▽

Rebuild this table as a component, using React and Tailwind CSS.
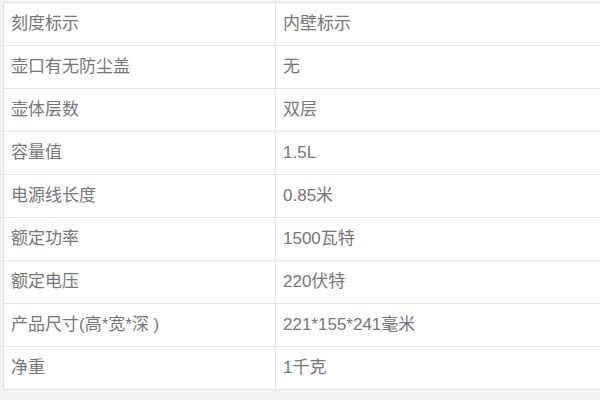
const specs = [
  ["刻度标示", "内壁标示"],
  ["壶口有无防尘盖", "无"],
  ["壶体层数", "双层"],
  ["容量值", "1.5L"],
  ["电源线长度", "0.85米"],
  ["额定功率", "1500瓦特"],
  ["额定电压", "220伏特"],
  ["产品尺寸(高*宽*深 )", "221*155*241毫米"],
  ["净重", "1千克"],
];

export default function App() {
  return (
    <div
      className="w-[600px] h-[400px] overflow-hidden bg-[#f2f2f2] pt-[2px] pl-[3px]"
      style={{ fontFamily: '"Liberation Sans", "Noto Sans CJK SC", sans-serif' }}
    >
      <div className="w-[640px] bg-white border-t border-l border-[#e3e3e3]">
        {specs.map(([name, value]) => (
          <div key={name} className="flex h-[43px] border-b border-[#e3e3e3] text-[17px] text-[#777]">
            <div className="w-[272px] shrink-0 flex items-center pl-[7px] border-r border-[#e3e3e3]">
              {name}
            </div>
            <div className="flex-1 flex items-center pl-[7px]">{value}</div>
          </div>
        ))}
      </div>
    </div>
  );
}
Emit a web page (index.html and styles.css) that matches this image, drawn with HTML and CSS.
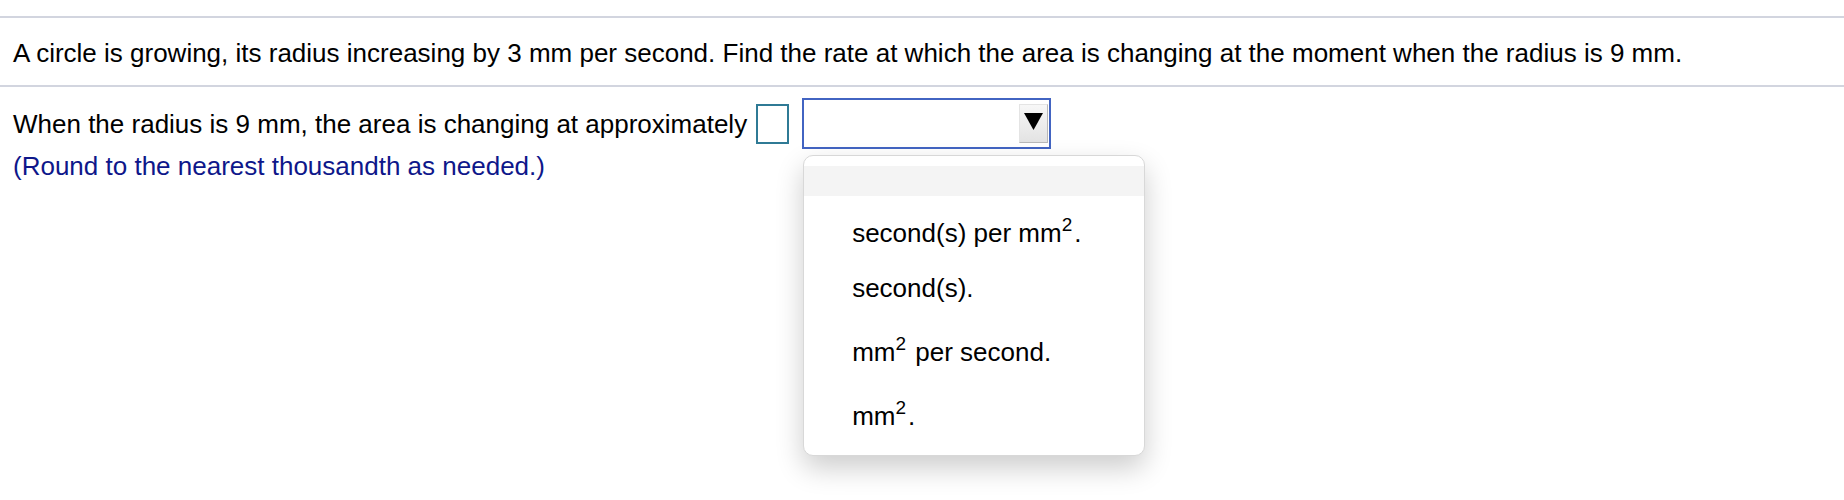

△

[Task directions]
Reproduce the material word for word, minus the images.

[Right answer]
Rebuild this table as a component, using React and Tailwind CSS.
const specs = [
  ["刻度标示", "内壁标示"],
  ["壶口有无防尘盖", "无"],
  ["壶体层数", "双层"],
  ["容量值", "1.5L"],
  ["电源线长度", "0.85米"],
  ["额定功率", "1500瓦特"],
  ["额定电压", "220伏特"],
  ["产品尺寸(高*宽*深 )", "221*155*241毫米"],
  ["净重", "1千克"],
];

export default function App() {
  return (
    <div
      className="w-[600px] h-[400px] overflow-hidden bg-[#f2f2f2] pt-[2px] pl-[3px]"
      style={{ fontFamily: '"Liberation Sans", "Noto Sans CJK SC", sans-serif' }}
    >
      <div className="w-[640px] bg-white border-t border-l border-[#e3e3e3]">
        {specs.map(([name, value]) => (
          <div key={name} className="flex h-[43px] border-b border-[#e3e3e3] text-[17px] text-[#777]">
            <div className="w-[272px] shrink-0 flex items-center pl-[7px] border-r border-[#e3e3e3]">
              {name}
            </div>
            <div className="flex-1 flex items-center pl-[7px]">{value}</div>
          </div>
        ))}
      </div>
    </div>
  );
}
Emit a web page (index.html and styles.css) that matches this image, drawn with HTML and CSS.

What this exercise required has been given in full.